Creating Arrays

The easiest way to create an array is with an array literal, which is simply a comma-separated list of array elements within square brackets. For example:

var empty = [];                 // An array with no elements
var primes = [2, 3, 5, 7, 11];  // An array with 5 numeric elements
var misc = [ 1.1, true, "a", ]; // 3 elements of various types + trailing comma

The values in an array literal need not be constants; they may be arbitrary expressions:

var base = 1024;
var table = [base, base+1, base+2, base+3];

Array literals can contain object literals or other array literals:

var b = [[1,{x:1, y:2}], [2, {x:3, y:4}]];

If an array literal contains multiple commas in a row, with no value between, the array is sparse (see 7.3).
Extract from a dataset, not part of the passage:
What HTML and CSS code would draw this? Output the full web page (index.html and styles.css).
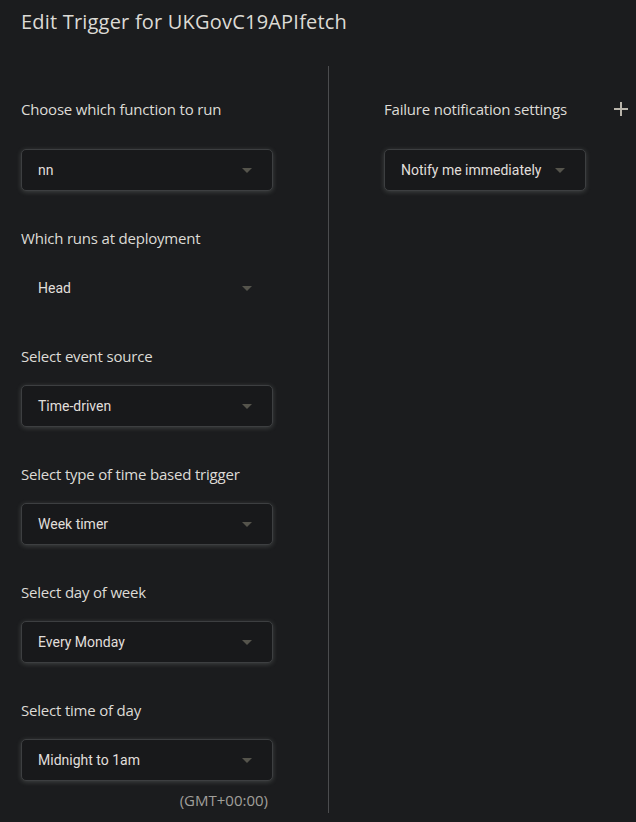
FILE: index.html
```html
<!DOCTYPE html>
<html>
<head>
<meta charset="utf-8">
<link rel="stylesheet" href="styles.css">
</head>
<body>
<h1 class="title">Edit Trigger for UKGovC19APIfetch</h1>
<div class="main">
  <div class="col-left">
    <div class="field first">
      <div class="label">Choose which function to run</div>
      <div class="select"><span>nn</span><i class="arrow"></i></div>
    </div>
    <div class="field">
      <div class="label">Which runs at deployment</div>
      <div class="select flat"><span>Head</span><i class="arrow"></i></div>
    </div>
    <div class="field">
      <div class="label">Select event source</div>
      <div class="select"><span>Time-driven</span><i class="arrow"></i></div>
    </div>
    <div class="field">
      <div class="label">Select type of time based trigger</div>
      <div class="select"><span>Week timer</span><i class="arrow"></i></div>
    </div>
    <div class="field">
      <div class="label">Select day of week</div>
      <div class="select"><span>Every Monday</span><i class="arrow"></i></div>
    </div>
    <div class="field">
      <div class="label">Select time of day</div>
      <div class="select"><span>Midnight to 1am</span><i class="arrow"></i></div>
      <div class="tz">(GMT+00:00)</div>
    </div>
  </div>
  <div class="col-right">
    <div class="field first">
      <div class="label-row">
        <div class="label">Failure notification settings</div>
        <svg class="plus" width="14" height="14" viewBox="0 0 14 14"><path d="M7 0v14M0 7h14" stroke="#b9b5ab" stroke-width="2" fill="none"/></svg>
      </div>
      <div class="select small"><span>Notify me immediately</span><i class="arrow"></i></div>
    </div>
  </div>
</div>
</body>
</html>
```

FILE: styles.css
```css
html, body {
  margin: 0;
  padding: 0;
  background: #1b1c1e;
  color: #e2e1dd;
}
body {
  width: 636px;
  height: 822px;
  overflow: hidden;
  font-family: "Open Sans", "Noto Sans", sans-serif;
}
.title {
  margin: 0;
  padding: 9px 0 0 21px;
  height: 56px;
  box-sizing: border-box;
  font-size: 20px;
  font-weight: 400;
  line-height: 26px;
  color: #dcdad5;
  letter-spacing: 0.2px;
}
.main {
  display: flex;
  padding-top: 10px;
}
.col-left {
  padding: 34px 0 0 21px;
  border-right: 1px solid #4b4c4e;
  height: 747px;
  box-sizing: border-box;
  width: 329px;
}
.col-right {
  flex: 1;
  padding: 34px 8px 0 55px;
}
.field {
  display: flex;
  flex-direction: column;
  margin-bottom: 38px;
}
.label {
  font-size: 15px;
  line-height: 18px;
  height: 20px;
  color: #dddbd6;
  letter-spacing: -0.2px;
  margin-bottom: 18px;
}
.field.first .label {
  margin-bottom: 29px;
}
.label-row {
  display: flex;
  justify-content: space-between;
  align-items: flex-start;
}
.plus {
  margin-top: 2px;
}
.select {
  width: 252px;
  height: 42px;
  box-sizing: border-box;
  border: 1px solid #3d3f41;
  border-radius: 5px;
  background: #18191b;
  box-shadow: 0 1px 5px rgba(200, 210, 200, 0.22);
  display: flex;
  align-items: center;
  justify-content: space-between;
  padding: 0 20px 0 16px;
  font-family: Roboto, "Liberation Sans", sans-serif;
  font-size: 14px;
  color: #e0dfdb;
}
.select.flat {
  border-color: transparent;
  background: transparent;
  box-shadow: none;
}
.select.small {
  width: 202px;
  padding-right: 20px;
}
.arrow {
  width: 0;
  height: 0;
  border-left: 5px solid transparent;
  border-right: 5px solid transparent;
  border-top: 5px solid #55544c;
}
.tz {
  width: 252px;
  text-align: right;
  box-sizing: border-box;
  padding-right: 5px;
  margin-top: 9px;
  font-size: 15px;
  line-height: 20px;
  color: #a09f9a;
}
```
Array elements for which values are omitted do not exist, but appear to be undefined if you query them:

var count = [1,,3]; // Elements at indexes 0 and 2. count[1] => undefined
var undefs = [,,];  // An array with no elements but a length of 2

Array literal syntax allows an optional trailing comma, so [,,] has a lenth of 2, not 3.
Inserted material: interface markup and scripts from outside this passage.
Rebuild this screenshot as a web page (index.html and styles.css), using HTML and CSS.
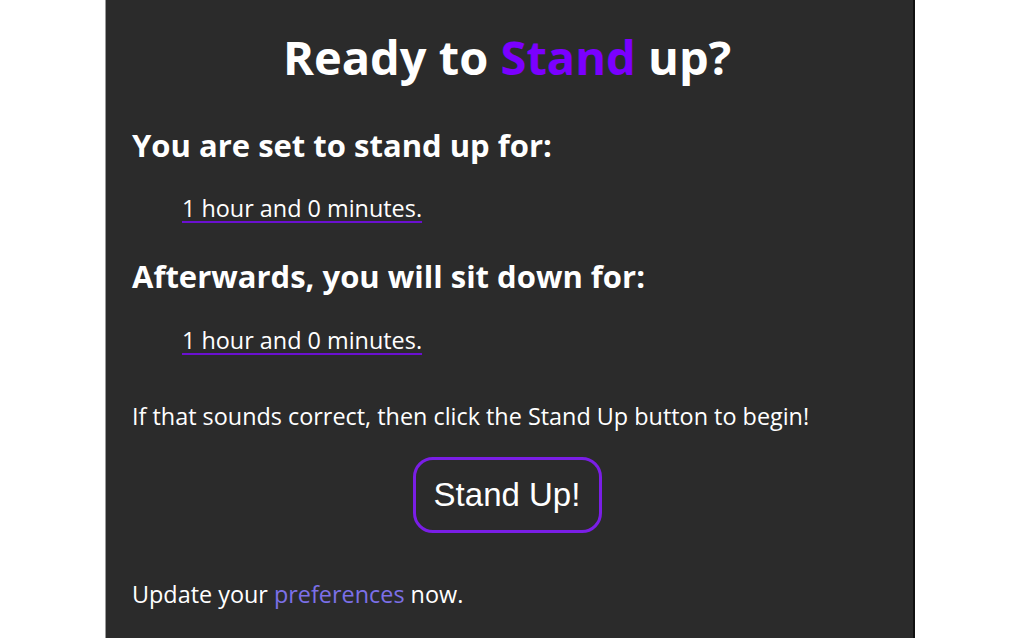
FILE: index.html
```html
<!DOCTYPE html>
<html lang="en">
<head>
<meta charset="utf-8">
<title>Ready to Stand up?</title>
<link rel="stylesheet" href="styles.css">
</head>
<body>
<main class="panel">
  <h1 class="title">Ready to <span class="accent">Stand</span> up?</h1>
  <h2 class="label label-first">You are set to stand up for:</h2>
  <p class="duration duration-first"><span class="value">1 hour and 0 minutes.</span></p>
  <h2 class="label label-second">Afterwards, you will sit down for:</h2>
  <p class="duration duration-second"><span class="value">1 hour and 0 minutes.</span></p>
  <p class="note">If that sounds correct, then click the Stand Up button to begin!</p>
  <div class="actions"><button class="btn" type="button">Stand Up!</button></div>
  <p class="note footer">Update your <a class="link" href="#">preferences</a> now.</p>
</main>
</body>
</html>
```

FILE: styles.css
```css
html, body {
  margin: 0;
  padding: 0;
  background: #ffffff;
}
.panel {
  box-sizing: border-box;
  width: 810px;
  height: 638px;
  margin: 0 auto;
  padding: 0 5px 0 26px;
  background: #2b2b2b;
  border-left: 1px solid #9a9a9a;
  border-right: 2px solid #111111;
  color: #ffffff;
  font-family: "Open Sans", "Noto Sans", sans-serif;
  overflow: hidden;
  display: flex;
  flex-direction: column;
}
.title {
  margin: 29px 0 0 -26px;
  font-size: 47px;
  line-height: 56px;
  font-weight: 700;
  text-align: center;
}
.accent { color: #7b00ff; }
.label {
  margin: 40px 0 0;
  font-size: 31px;
  line-height: 40px;
  font-weight: 700;
}
.label-second { margin-top: 33px; }
.duration {
  margin: 28px 0 0 50px;
  font-size: 23.4px;
  line-height: 30px;
}
.duration-second { margin-top: 29px; }
.value {
  text-decoration: underline;
  text-decoration-color: #6a10d0;
  text-decoration-thickness: 2px;
  text-underline-offset: 4px;
}
.note {
  margin: 46px 0 0;
  font-size: 23.4px;
  line-height: 30px;
}
.actions {
  display: flex;
  justify-content: center;
  margin: 26px 0 0 -26px;
}
.btn {
  box-sizing: border-box;
  width: 189px;
  height: 76px;
  background: #2b2b2b;
  color: #ffffff;
  border: 3px solid #7a1ee6;
  border-radius: 20px;
  font-family: "Liberation Sans", Arial, sans-serif;
  font-size: 33px;
  padding: 0;
}
.footer { margin-top: 46px; }
.link {
  color: #7c70e8;
  text-decoration: none;
}
```
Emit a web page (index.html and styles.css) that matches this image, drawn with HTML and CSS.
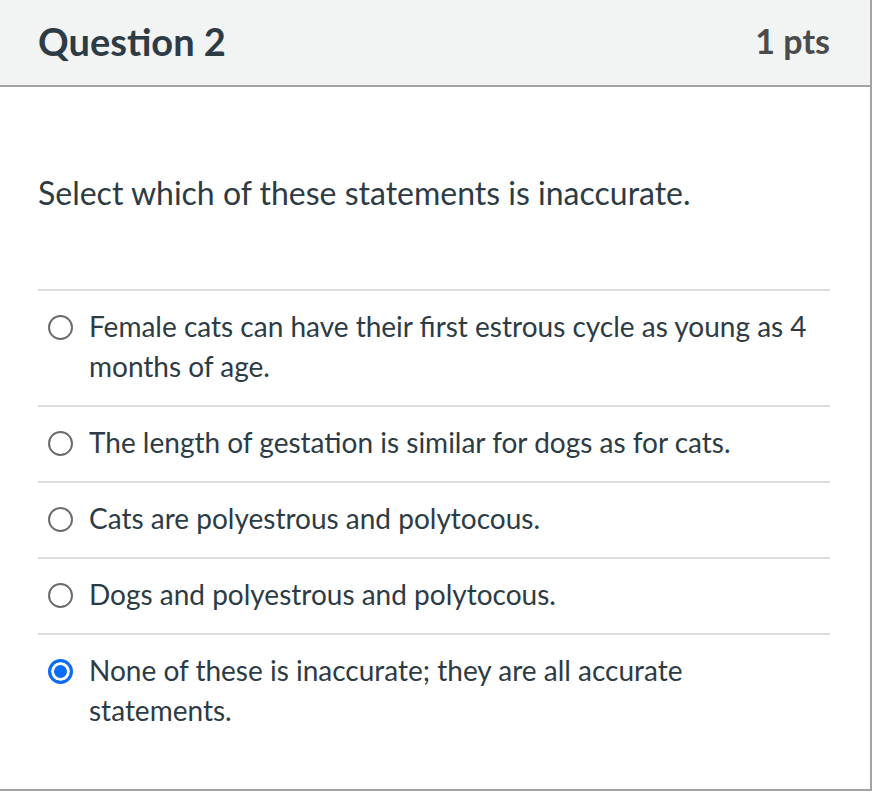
FILE: index.html
```html
<!DOCTYPE html>
<html lang="en">
<head>
    <meta charset="UTF-8">
    <title>Question 2</title>
    <link rel="stylesheet" href="styles.css">
</head>
<body>
    <div class="question">
        <div class="question-header">
            <h2 class="question-title">Question 2</h2>
            <span class="question-points">1 pts</span>
        </div>

        <div class="question-body">
            <p class="question-text">Select which of these statements is inaccurate.</p>

            <div class="answers">
                <label class="answer">
                    <span class="radio"></span>
                    <span class="answer-text">Female cats can have their first estrous cycle as young as 4 months of age.</span>
                </label>
                <label class="answer">
                    <span class="radio"></span>
                    <span class="answer-text">The length of gestation is similar for dogs as for cats.</span>
                </label>
                <label class="answer">
                    <span class="radio"></span>
                    <span class="answer-text">Cats are polyestrous and polytocous.</span>
                </label>
                <label class="answer">
                    <span class="radio"></span>
                    <span class="answer-text">Dogs and polyestrous and polytocous.</span>
                </label>
                <label class="answer">
                    <span class="radio checked"></span>
                    <span class="answer-text">None of these is inaccurate; they are all accurate statements.</span>
                </label>
            </div>
        </div>
    </div>
</body>
</html>
```

FILE: styles.css
```css
* {
    margin: 0;
    padding: 0;
    box-sizing: border-box;
}

body {
    font-family: 'Lato', 'Open Sans', sans-serif;
    background: #fff;
    color: #2d3b45;
}

.question {
    width: 872px;
    height: 791px;
    border-right: 2px solid #a3a3a3;
    border-bottom: 2px solid #a3a3a3;
}

.question-header {
    height: 87px;
    background: #f2f3f3;
    border-bottom: 2px solid #a3a3a3;
    display: flex;
    justify-content: space-between;
    align-items: center;
    padding: 0 40px 4px 38px;
}

.question-title {
    font-size: 38px;
    font-weight: bold;
    color: #2d3b45;
}

.question-points {
    font-size: 34px;
    font-weight: bold;
    color: #4b4b4b;
}

.question-body {
    padding: 86px 40px 0 38px;
}

.question-text {
    font-size: 32px;
    line-height: 40px;
    margin-bottom: 76px;
}

.answer {
    display: flex;
    align-items: flex-start;
    border-top: 2px solid #dcdcdc;
    padding: 15px 20px 19px 10px;
    font-size: 28px;
    line-height: 40px;
}

.radio {
    flex: none;
    width: 25px;
    height: 25px;
    margin-top: 9px;
    margin-right: 16px;
    border: 2px solid #6b6b6b;
    border-radius: 50%;
    background: #fff;
}

.radio.checked {
    border: 3px solid #0b6cf7;
    box-shadow: inset 0 0 0 3px #fff;
    background: #0b6cf7;
}
```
Another way to create an array is with the Array() constructor. You can invoke this constructor in three distinct ways:

  • Call it with no arguments:

    var a = new Array();

    This method creates an empty array with no elements and is equivalent to the array literal [].

  • Call it with a single numeric argument, which specifies a length:

    var a = new Array(10);

    This technique creates an array with the specified length. This form of the Array() constructor can ...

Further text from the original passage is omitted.